History and future of bidding strategies

Patrik Segersven

July 13, 2021 (6 mins read)

Most digital advertising sales are today determined by an auction, where all those who are interested in having their ads shown for a specific keyword or a specific audience place a bid, and then the highest bidder wins. This means that if you rely on digital advertising, bid management and optimisation is key to achieving the highest possible profit. 

In the early years of digital marketing, being a successful digital marketer was synonymous with being good at bid management. On Google, Bids were set manually using Manual CPC, and you continuously tested and adjusted bids to try and find the sweet spot. In 2010 Google launched Enhanced CPC, which gave Google the ability to adjust your manually placed bids to a certain extent based on which customers it deems most likely to convert. This was the first step towards automated bidding strategies, and now automated bidding strategies such as Target CPA and Target ROAS are the norm. These strategies were originally mostly geared towards small businesses to make advertising effortless, but are more and more being used by agencies thanks to their superior performance compared to manual bidding. 
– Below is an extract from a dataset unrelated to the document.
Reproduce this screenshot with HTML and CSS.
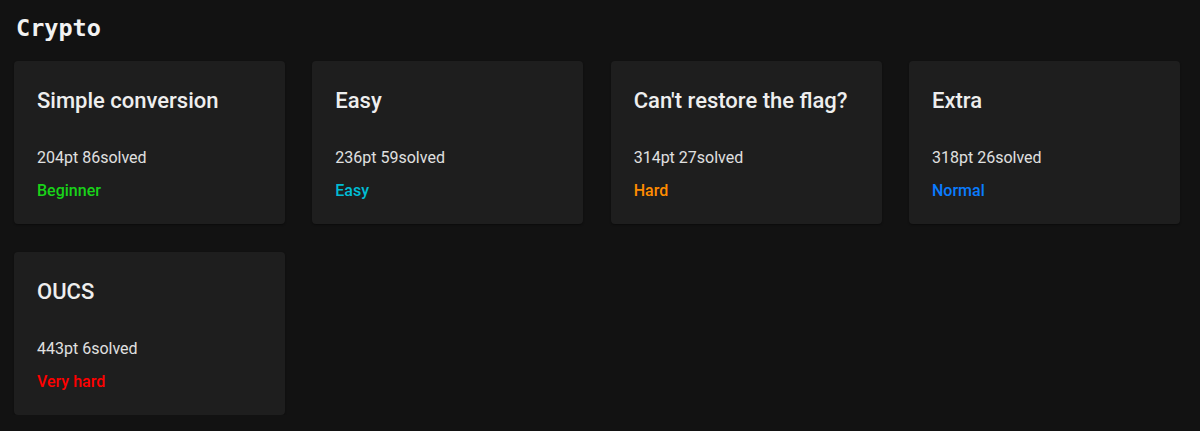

The issue with Target CPA and Target ROAS is that neither of them take into account the business value that actually counts. Target CPA does not differentiate between a sale worth 5€ and a sale worth 500€, and Target ROAS does not differentiate between a sale with a 10% profit margin and a sale with a 70% profit margin. Advertisers are becoming increasingly wary of  this issue, where they have difficulty with bidding towards the right customers and keeping track of which campaigns are actually generating profit for the business. Using Kuvio, advertisers are able to get the benefit from using automated bidding strategies, while at the same time targeting customers who generate the most bottom-line profit to the business. Additionally, they are able to track which campaigns are the most profitable, and adjust their advertising strategy accordingly. This leads to higher average gross profit while simultaneously lowering their advertising spend. 

The next step from optimising bids towards profit, is optimising them towards customer lifetime value (CLV) and new customer acquisition. This way you can prioritise sales that are expected to lead not only to highest profit, but to highest lifetime profit. In practice, in this case you automatically prioritise new customers, as well as products that have a high number of repeat purchases. CLV bidding will be available on Kuvio starting Q1 2022.